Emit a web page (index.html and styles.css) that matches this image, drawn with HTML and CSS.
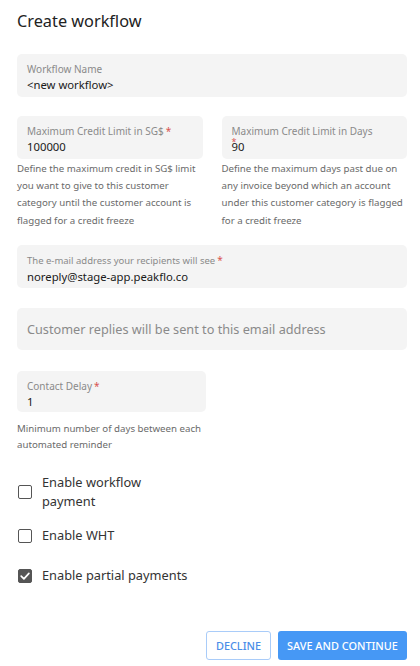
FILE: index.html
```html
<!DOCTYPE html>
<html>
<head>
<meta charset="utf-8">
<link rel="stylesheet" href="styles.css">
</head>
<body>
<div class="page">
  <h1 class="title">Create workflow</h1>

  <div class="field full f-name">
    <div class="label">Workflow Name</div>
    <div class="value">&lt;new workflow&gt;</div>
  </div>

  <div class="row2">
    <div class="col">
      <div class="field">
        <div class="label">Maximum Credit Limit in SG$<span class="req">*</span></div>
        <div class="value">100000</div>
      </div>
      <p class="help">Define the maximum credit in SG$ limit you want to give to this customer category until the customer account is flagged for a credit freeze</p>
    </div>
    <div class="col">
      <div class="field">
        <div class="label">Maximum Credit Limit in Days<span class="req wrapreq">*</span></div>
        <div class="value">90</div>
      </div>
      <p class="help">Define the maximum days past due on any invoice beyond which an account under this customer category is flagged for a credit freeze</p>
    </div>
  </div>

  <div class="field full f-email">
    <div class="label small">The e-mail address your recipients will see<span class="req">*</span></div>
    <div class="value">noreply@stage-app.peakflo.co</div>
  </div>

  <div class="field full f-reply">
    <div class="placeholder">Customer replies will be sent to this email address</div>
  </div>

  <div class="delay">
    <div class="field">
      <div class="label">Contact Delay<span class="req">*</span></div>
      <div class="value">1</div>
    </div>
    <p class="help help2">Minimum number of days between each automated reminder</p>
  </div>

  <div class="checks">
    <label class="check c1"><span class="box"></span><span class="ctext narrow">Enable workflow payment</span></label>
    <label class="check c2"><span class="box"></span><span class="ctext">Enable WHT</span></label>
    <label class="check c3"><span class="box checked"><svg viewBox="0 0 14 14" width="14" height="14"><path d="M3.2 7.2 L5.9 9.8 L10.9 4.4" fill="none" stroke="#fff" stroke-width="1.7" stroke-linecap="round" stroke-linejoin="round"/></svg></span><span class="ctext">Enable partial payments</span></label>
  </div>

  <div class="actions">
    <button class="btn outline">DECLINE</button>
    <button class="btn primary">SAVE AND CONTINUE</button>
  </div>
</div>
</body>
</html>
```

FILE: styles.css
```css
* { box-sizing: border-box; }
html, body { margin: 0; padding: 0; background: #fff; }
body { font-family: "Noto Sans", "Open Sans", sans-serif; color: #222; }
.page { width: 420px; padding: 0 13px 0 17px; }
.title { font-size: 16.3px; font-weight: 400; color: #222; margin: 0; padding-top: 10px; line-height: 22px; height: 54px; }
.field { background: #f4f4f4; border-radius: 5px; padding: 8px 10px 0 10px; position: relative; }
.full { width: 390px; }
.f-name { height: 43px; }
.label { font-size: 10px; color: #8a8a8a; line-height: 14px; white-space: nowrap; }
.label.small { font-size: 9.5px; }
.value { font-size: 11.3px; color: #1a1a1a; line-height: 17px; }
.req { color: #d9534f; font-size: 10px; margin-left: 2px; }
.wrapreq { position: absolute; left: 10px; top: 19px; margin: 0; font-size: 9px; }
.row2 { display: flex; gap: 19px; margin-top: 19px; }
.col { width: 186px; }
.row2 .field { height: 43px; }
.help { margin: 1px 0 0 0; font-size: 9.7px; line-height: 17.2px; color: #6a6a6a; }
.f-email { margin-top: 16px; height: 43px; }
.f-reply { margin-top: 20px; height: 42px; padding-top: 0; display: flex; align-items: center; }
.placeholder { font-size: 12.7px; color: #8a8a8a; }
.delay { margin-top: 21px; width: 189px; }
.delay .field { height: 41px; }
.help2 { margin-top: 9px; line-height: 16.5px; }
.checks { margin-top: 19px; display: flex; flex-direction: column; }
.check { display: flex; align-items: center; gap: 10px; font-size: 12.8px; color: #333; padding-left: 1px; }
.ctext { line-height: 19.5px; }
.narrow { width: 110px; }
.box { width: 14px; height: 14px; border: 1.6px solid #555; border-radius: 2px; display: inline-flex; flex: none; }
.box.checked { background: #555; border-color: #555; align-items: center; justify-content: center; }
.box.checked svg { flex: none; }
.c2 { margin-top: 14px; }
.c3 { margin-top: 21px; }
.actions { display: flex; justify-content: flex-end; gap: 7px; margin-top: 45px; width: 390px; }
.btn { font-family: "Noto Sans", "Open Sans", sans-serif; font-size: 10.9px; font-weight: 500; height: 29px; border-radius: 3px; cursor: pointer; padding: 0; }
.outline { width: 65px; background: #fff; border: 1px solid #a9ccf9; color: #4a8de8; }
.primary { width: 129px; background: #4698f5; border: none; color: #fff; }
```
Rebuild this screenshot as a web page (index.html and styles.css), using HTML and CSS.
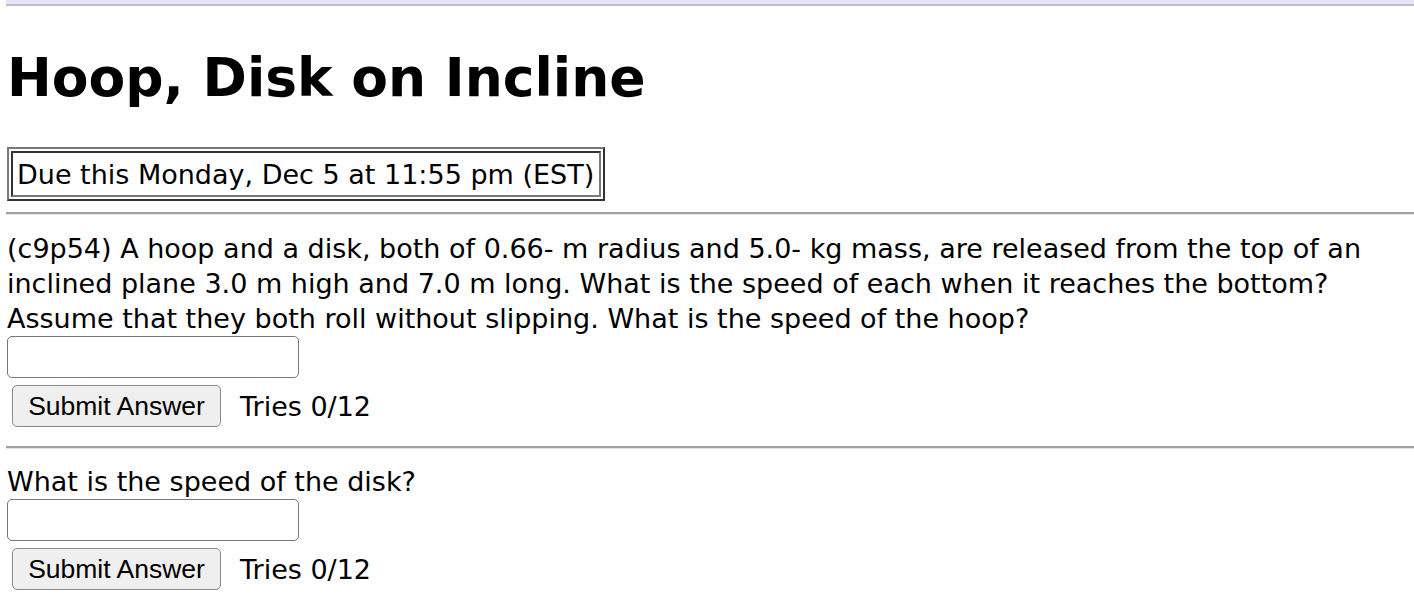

****

Reproduce the listing above exactly, excluding all pictures.

_Result below_:
Emit a web page (index.html and styles.css) that matches this image, drawn with HTML and CSS.
FILE: index.html
```html
<!DOCTYPE html>
<html>
<head>
<meta charset="utf-8">
<link rel="stylesheet" href="styles.css">
</head>
<body>
<div class="page">
  <h1 class="title">Create workflow</h1>

  <div class="field full f-name">
    <div class="label">Workflow Name</div>
    <div class="value">&lt;new workflow&gt;</div>
  </div>

  <div class="row2">
    <div class="col">
      <div class="field">
        <div class="label">Maximum Credit Limit in SG$<span class="req">*</span></div>
        <div class="value">100000</div>
      </div>
      <p class="help">Define the maximum credit in SG$ limit you want to give to this customer category until the customer account is flagged for a credit freeze</p>
    </div>
    <div class="col">
      <div class="field">
        <div class="label">Maximum Credit Limit in Days<span class="req wrapreq">*</span></div>
        <div class="value">90</div>
      </div>
      <p class="help">Define the maximum days past due on any invoice beyond which an account under this customer category is flagged for a credit freeze</p>
    </div>
  </div>

  <div class="field full f-email">
    <div class="label small">The e-mail address your recipients will see<span class="req">*</span></div>
    <div class="value">noreply@stage-app.peakflo.co</div>
  </div>

  <div class="field full f-reply">
    <div class="placeholder">Customer replies will be sent to this email address</div>
  </div>

  <div class="delay">
    <div class="field">
      <div class="label">Contact Delay<span class="req">*</span></div>
      <div class="value">1</div>
    </div>
    <p class="help help2">Minimum number of days between each automated reminder</p>
  </div>

  <div class="checks">
    <label class="check c1"><span class="box"></span><span class="ctext narrow">Enable workflow payment</span></label>
    <label class="check c2"><span class="box"></span><span class="ctext">Enable WHT</span></label>
    <label class="check c3"><span class="box checked"><svg viewBox="0 0 14 14" width="14" height="14"><path d="M3.2 7.2 L5.9 9.8 L10.9 4.4" fill="none" stroke="#fff" stroke-width="1.7" stroke-linecap="round" stroke-linejoin="round"/></svg></span><span class="ctext">Enable partial payments</span></label>
  </div>

  <div class="actions">
    <button class="btn outline">DECLINE</button>
    <button class="btn primary">SAVE AND CONTINUE</button>
  </div>
</div>
</body>
</html>
```

FILE: styles.css
```css
* { box-sizing: border-box; }
html, body { margin: 0; padding: 0; background: #fff; }
body { font-family: "Noto Sans", "Open Sans", sans-serif; color: #222; }
.page { width: 420px; padding: 0 13px 0 17px; }
.title { font-size: 16.3px; font-weight: 400; color: #222; margin: 0; padding-top: 10px; line-height: 22px; height: 54px; }
.field { background: #f4f4f4; border-radius: 5px; padding: 8px 10px 0 10px; position: relative; }
.full { width: 390px; }
.f-name { height: 43px; }
.label { font-size: 10px; color: #8a8a8a; line-height: 14px; white-space: nowrap; }
.label.small { font-size: 9.5px; }
.value { font-size: 11.3px; color: #1a1a1a; line-height: 17px; }
.req { color: #d9534f; font-size: 10px; margin-left: 2px; }
.wrapreq { position: absolute; left: 10px; top: 19px; margin: 0; font-size: 9px; }
.row2 { display: flex; gap: 19px; margin-top: 19px; }
.col { width: 186px; }
.row2 .field { height: 43px; }
.help { margin: 1px 0 0 0; font-size: 9.7px; line-height: 17.2px; color: #6a6a6a; }
.f-email { margin-top: 16px; height: 43px; }
.f-reply { margin-top: 20px; height: 42px; padding-top: 0; display: flex; align-items: center; }
.placeholder { font-size: 12.7px; color: #8a8a8a; }
.delay { margin-top: 21px; width: 189px; }
.delay .field { height: 41px; }
.help2 { margin-top: 9px; line-height: 16.5px; }
.checks { margin-top: 19px; display: flex; flex-direction: column; }
.check { display: flex; align-items: center; gap: 10px; font-size: 12.8px; color: #333; padding-left: 1px; }
.ctext { line-height: 19.5px; }
.narrow { width: 110px; }
.box { width: 14px; height: 14px; border: 1.6px solid #555; border-radius: 2px; display: inline-flex; flex: none; }
.box.checked { background: #555; border-color: #555; align-items: center; justify-content: center; }
.box.checked svg { flex: none; }
.c2 { margin-top: 14px; }
.c3 { margin-top: 21px; }
.actions { display: flex; justify-content: flex-end; gap: 7px; margin-top: 45px; width: 390px; }
.btn { font-family: "Noto Sans", "Open Sans", sans-serif; font-size: 10.9px; font-weight: 500; height: 29px; border-radius: 3px; cursor: pointer; padding: 0; }
.outline { width: 65px; background: #fff; border: 1px solid #a9ccf9; color: #4a8de8; }
.primary { width: 129px; background: #4698f5; border: none; color: #fff; }
```
Rebuild this screenshot as a web page (index.html and styles.css), using HTML and CSS.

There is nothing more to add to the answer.